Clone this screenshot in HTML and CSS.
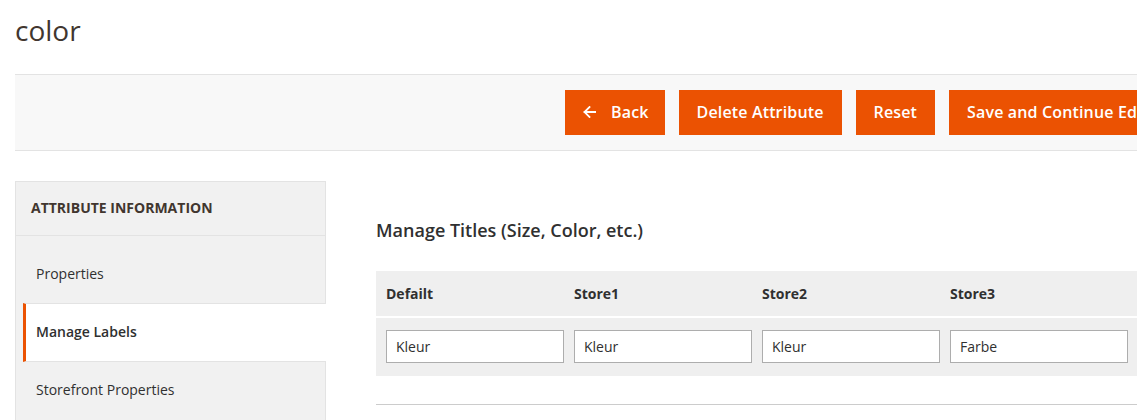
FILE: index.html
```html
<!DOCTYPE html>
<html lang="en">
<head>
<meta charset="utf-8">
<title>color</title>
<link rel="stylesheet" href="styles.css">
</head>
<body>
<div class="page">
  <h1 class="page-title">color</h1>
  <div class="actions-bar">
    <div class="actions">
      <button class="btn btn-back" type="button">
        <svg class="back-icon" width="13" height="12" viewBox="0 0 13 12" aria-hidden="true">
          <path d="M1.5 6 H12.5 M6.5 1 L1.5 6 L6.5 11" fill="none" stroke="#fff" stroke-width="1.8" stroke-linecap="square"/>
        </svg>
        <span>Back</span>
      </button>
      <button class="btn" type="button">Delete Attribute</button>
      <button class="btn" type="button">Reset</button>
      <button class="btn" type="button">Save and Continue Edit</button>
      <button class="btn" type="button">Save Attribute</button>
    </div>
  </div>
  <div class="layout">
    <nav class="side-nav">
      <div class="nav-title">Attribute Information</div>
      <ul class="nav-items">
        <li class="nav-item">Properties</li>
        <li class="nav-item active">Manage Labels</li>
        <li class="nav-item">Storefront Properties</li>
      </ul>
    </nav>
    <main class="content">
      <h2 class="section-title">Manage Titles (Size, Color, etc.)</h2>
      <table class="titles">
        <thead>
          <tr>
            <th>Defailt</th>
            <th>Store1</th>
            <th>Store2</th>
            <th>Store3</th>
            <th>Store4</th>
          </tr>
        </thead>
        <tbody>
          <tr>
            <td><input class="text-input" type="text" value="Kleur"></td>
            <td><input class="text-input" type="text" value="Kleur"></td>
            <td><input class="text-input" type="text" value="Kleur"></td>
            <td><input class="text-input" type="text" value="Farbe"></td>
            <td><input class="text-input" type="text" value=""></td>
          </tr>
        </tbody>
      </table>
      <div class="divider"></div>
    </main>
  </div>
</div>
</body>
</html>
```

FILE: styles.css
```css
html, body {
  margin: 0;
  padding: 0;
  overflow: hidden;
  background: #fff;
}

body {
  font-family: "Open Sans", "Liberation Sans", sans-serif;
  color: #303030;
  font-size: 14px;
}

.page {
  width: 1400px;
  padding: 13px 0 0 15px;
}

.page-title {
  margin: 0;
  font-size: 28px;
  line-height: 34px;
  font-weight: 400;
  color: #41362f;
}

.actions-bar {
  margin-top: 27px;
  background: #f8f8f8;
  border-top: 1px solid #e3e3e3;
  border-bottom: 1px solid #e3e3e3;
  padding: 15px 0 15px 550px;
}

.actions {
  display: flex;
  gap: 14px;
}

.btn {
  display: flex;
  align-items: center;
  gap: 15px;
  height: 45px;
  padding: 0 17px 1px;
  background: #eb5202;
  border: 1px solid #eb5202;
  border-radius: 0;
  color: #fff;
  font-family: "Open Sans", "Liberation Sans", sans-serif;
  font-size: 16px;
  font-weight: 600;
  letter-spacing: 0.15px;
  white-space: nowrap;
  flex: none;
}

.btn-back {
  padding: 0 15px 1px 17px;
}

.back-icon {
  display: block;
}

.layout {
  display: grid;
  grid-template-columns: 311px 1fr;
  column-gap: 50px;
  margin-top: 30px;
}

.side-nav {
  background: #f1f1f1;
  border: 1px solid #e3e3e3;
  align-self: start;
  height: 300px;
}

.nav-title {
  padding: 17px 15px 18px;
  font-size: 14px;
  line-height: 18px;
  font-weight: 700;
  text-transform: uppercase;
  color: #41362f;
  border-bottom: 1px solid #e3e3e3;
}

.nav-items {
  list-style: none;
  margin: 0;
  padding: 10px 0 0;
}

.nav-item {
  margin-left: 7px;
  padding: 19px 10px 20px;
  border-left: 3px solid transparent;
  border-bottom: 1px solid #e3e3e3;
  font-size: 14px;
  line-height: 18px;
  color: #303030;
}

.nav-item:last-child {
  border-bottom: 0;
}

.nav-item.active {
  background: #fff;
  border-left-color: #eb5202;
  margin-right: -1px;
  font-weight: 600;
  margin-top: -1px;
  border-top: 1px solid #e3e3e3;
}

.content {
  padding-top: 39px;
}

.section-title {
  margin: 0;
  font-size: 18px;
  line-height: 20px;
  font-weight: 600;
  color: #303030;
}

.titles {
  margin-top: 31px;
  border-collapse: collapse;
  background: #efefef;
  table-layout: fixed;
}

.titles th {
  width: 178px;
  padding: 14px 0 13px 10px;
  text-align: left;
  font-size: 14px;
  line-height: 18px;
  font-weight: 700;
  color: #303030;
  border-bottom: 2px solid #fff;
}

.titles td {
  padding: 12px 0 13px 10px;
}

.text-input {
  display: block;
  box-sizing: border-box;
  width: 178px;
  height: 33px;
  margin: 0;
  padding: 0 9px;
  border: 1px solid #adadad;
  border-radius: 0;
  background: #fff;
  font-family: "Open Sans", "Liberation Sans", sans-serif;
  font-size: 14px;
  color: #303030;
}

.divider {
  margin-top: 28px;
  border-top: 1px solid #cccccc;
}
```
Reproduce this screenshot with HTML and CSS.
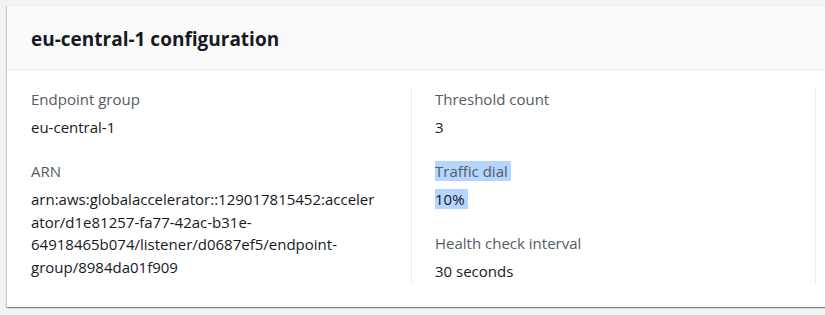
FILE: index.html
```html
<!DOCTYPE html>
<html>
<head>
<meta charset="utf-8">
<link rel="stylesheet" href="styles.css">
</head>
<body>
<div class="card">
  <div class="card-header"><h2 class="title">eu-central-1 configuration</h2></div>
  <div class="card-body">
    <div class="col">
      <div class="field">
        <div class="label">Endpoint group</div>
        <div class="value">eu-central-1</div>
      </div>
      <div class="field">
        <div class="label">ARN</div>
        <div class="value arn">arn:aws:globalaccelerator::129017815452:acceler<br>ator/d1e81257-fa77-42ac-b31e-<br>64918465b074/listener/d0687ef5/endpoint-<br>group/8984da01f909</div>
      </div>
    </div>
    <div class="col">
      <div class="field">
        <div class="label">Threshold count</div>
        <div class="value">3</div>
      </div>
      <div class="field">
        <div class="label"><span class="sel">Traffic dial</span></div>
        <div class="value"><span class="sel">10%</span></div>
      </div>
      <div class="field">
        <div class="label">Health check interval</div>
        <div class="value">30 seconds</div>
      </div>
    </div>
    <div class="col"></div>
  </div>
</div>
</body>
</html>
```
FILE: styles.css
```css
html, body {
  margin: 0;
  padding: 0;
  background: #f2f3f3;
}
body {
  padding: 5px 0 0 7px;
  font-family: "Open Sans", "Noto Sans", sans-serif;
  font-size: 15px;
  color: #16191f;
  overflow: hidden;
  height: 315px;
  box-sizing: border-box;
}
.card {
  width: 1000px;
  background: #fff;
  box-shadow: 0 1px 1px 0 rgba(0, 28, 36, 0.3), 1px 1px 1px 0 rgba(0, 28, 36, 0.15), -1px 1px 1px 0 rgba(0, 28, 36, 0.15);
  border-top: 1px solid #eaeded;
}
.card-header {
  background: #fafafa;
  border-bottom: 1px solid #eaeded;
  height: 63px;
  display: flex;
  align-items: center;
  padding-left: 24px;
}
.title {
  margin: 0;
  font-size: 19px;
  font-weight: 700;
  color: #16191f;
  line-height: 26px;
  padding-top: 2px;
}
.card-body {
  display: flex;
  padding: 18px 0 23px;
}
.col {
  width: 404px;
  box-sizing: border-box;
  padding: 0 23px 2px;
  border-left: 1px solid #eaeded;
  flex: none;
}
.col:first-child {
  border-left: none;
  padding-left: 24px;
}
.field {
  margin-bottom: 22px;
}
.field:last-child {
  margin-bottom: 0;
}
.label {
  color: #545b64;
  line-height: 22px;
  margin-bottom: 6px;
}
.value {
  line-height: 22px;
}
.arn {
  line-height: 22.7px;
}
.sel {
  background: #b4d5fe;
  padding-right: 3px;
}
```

### Your goal
Restate each line of the records exactly; pictures do not belong in the copy.

### Exercise response
Clone this screenshot in HTML and CSS.
FILE: index.html
```html
<!DOCTYPE html>
<html lang="en">
<head>
<meta charset="utf-8">
<title>color</title>
<link rel="stylesheet" href="styles.css">
</head>
<body>
<div class="page">
  <h1 class="page-title">color</h1>
  <div class="actions-bar">
    <div class="actions">
      <button class="btn btn-back" type="button">
        <svg class="back-icon" width="13" height="12" viewBox="0 0 13 12" aria-hidden="true">
          <path d="M1.5 6 H12.5 M6.5 1 L1.5 6 L6.5 11" fill="none" stroke="#fff" stroke-width="1.8" stroke-linecap="square"/>
        </svg>
        <span>Back</span>
      </button>
      <button class="btn" type="button">Delete Attribute</button>
      <button class="btn" type="button">Reset</button>
      <button class="btn" type="button">Save and Continue Edit</button>
      <button class="btn" type="button">Save Attribute</button>
    </div>
  </div>
  <div class="layout">
    <nav class="side-nav">
      <div class="nav-title">Attribute Information</div>
      <ul class="nav-items">
        <li class="nav-item">Properties</li>
        <li class="nav-item active">Manage Labels</li>
        <li class="nav-item">Storefront Properties</li>
      </ul>
    </nav>
    <main class="content">
      <h2 class="section-title">Manage Titles (Size, Color, etc.)</h2>
      <table class="titles">
        <thead>
          <tr>
            <th>Defailt</th>
            <th>Store1</th>
            <th>Store2</th>
            <th>Store3</th>
            <th>Store4</th>
          </tr>
        </thead>
        <tbody>
          <tr>
            <td><input class="text-input" type="text" value="Kleur"></td>
            <td><input class="text-input" type="text" value="Kleur"></td>
            <td><input class="text-input" type="text" value="Kleur"></td>
            <td><input class="text-input" type="text" value="Farbe"></td>
            <td><input class="text-input" type="text" value=""></td>
          </tr>
        </tbody>
      </table>
      <div class="divider"></div>
    </main>
  </div>
</div>
</body>
</html>
```

FILE: styles.css
```css
html, body {
  margin: 0;
  padding: 0;
  overflow: hidden;
  background: #fff;
}

body {
  font-family: "Open Sans", "Liberation Sans", sans-serif;
  color: #303030;
  font-size: 14px;
}

.page {
  width: 1400px;
  padding: 13px 0 0 15px;
}

.page-title {
  margin: 0;
  font-size: 28px;
  line-height: 34px;
  font-weight: 400;
  color: #41362f;
}

.actions-bar {
  margin-top: 27px;
  background: #f8f8f8;
  border-top: 1px solid #e3e3e3;
  border-bottom: 1px solid #e3e3e3;
  padding: 15px 0 15px 550px;
}

.actions {
  display: flex;
  gap: 14px;
}

.btn {
  display: flex;
  align-items: center;
  gap: 15px;
  height: 45px;
  padding: 0 17px 1px;
  background: #eb5202;
  border: 1px solid #eb5202;
  border-radius: 0;
  color: #fff;
  font-family: "Open Sans", "Liberation Sans", sans-serif;
  font-size: 16px;
  font-weight: 600;
  letter-spacing: 0.15px;
  white-space: nowrap;
  flex: none;
}

.btn-back {
  padding: 0 15px 1px 17px;
}

.back-icon {
  display: block;
}

.layout {
  display: grid;
  grid-template-columns: 311px 1fr;
  column-gap: 50px;
  margin-top: 30px;
}

.side-nav {
  background: #f1f1f1;
  border: 1px solid #e3e3e3;
  align-self: start;
  height: 300px;
}

.nav-title {
  padding: 17px 15px 18px;
  font-size: 14px;
  line-height: 18px;
  font-weight: 700;
  text-transform: uppercase;
  color: #41362f;
  border-bottom: 1px solid #e3e3e3;
}

.nav-items {
  list-style: none;
  margin: 0;
  padding: 10px 0 0;
}

.nav-item {
  margin-left: 7px;
  padding: 19px 10px 20px;
  border-left: 3px solid transparent;
  border-bottom: 1px solid #e3e3e3;
  font-size: 14px;
  line-height: 18px;
  color: #303030;
}

.nav-item:last-child {
  border-bottom: 0;
}

.nav-item.active {
  background: #fff;
  border-left-color: #eb5202;
  margin-right: -1px;
  font-weight: 600;
  margin-top: -1px;
  border-top: 1px solid #e3e3e3;
}

.content {
  padding-top: 39px;
}

.section-title {
  margin: 0;
  font-size: 18px;
  line-height: 20px;
  font-weight: 600;
  color: #303030;
}

.titles {
  margin-top: 31px;
  border-collapse: collapse;
  background: #efefef;
  table-layout: fixed;
}

.titles th {
  width: 178px;
  padding: 14px 0 13px 10px;
  text-align: left;
  font-size: 14px;
  line-height: 18px;
  font-weight: 700;
  color: #303030;
  border-bottom: 2px solid #fff;
}

.titles td {
  padding: 12px 0 13px 10px;
}

.text-input {
  display: block;
  box-sizing: border-box;
  width: 178px;
  height: 33px;
  margin: 0;
  padding: 0 9px;
  border: 1px solid #adadad;
  border-radius: 0;
  background: #fff;
  font-family: "Open Sans", "Liberation Sans", sans-serif;
  font-size: 14px;
  color: #303030;
}

.divider {
  margin-top: 28px;
  border-top: 1px solid #cccccc;
}
```
Reproduce this screenshot with HTML and CSS.
FILE: index.html
```html
<!DOCTYPE html>
<html>
<head>
<meta charset="utf-8">
<link rel="stylesheet" href="styles.css">
</head>
<body>
<div class="card">
  <div class="card-header"><h2 class="title">eu-central-1 configuration</h2></div>
  <div class="card-body">
    <div class="col">
      <div class="field">
        <div class="label">Endpoint group</div>
        <div class="value">eu-central-1</div>
      </div>
      <div class="field">
        <div class="label">ARN</div>
        <div class="value arn">arn:aws:globalaccelerator::129017815452:acceler<br>ator/d1e81257-fa77-42ac-b31e-<br>64918465b074/listener/d0687ef5/endpoint-<br>group/8984da01f909</div>
      </div>
    </div>
    <div class="col">
      <div class="field">
        <div class="label">Threshold count</div>
        <div class="value">3</div>
      </div>
      <div class="field">
        <div class="label"><span class="sel">Traffic dial</span></div>
        <div class="value"><span class="sel">10%</span></div>
      </div>
      <div class="field">
        <div class="label">Health check interval</div>
        <div class="value">30 seconds</div>
      </div>
    </div>
    <div class="col"></div>
  </div>
</div>
</body>
</html>
```
FILE: styles.css
```css
html, body {
  margin: 0;
  padding: 0;
  background: #f2f3f3;
}
body {
  padding: 5px 0 0 7px;
  font-family: "Open Sans", "Noto Sans", sans-serif;
  font-size: 15px;
  color: #16191f;
  overflow: hidden;
  height: 315px;
  box-sizing: border-box;
}
.card {
  width: 1000px;
  background: #fff;
  box-shadow: 0 1px 1px 0 rgba(0, 28, 36, 0.3), 1px 1px 1px 0 rgba(0, 28, 36, 0.15), -1px 1px 1px 0 rgba(0, 28, 36, 0.15);
  border-top: 1px solid #eaeded;
}
.card-header {
  background: #fafafa;
  border-bottom: 1px solid #eaeded;
  height: 63px;
  display: flex;
  align-items: center;
  padding-left: 24px;
}
.title {
  margin: 0;
  font-size: 19px;
  font-weight: 700;
  color: #16191f;
  line-height: 26px;
  padding-top: 2px;
}
.card-body {
  display: flex;
  padding: 18px 0 23px;
}
.col {
  width: 404px;
  box-sizing: border-box;
  padding: 0 23px 2px;
  border-left: 1px solid #eaeded;
  flex: none;
}
.col:first-child {
  border-left: none;
  padding-left: 24px;
}
.field {
  margin-bottom: 22px;
}
.field:last-child {
  margin-bottom: 0;
}
.label {
  color: #545b64;
  line-height: 22px;
  margin-bottom: 6px;
}
.value {
  line-height: 22px;
}
.arn {
  line-height: 22.7px;
}
.sel {
  background: #b4d5fe;
  padding-right: 3px;
}
```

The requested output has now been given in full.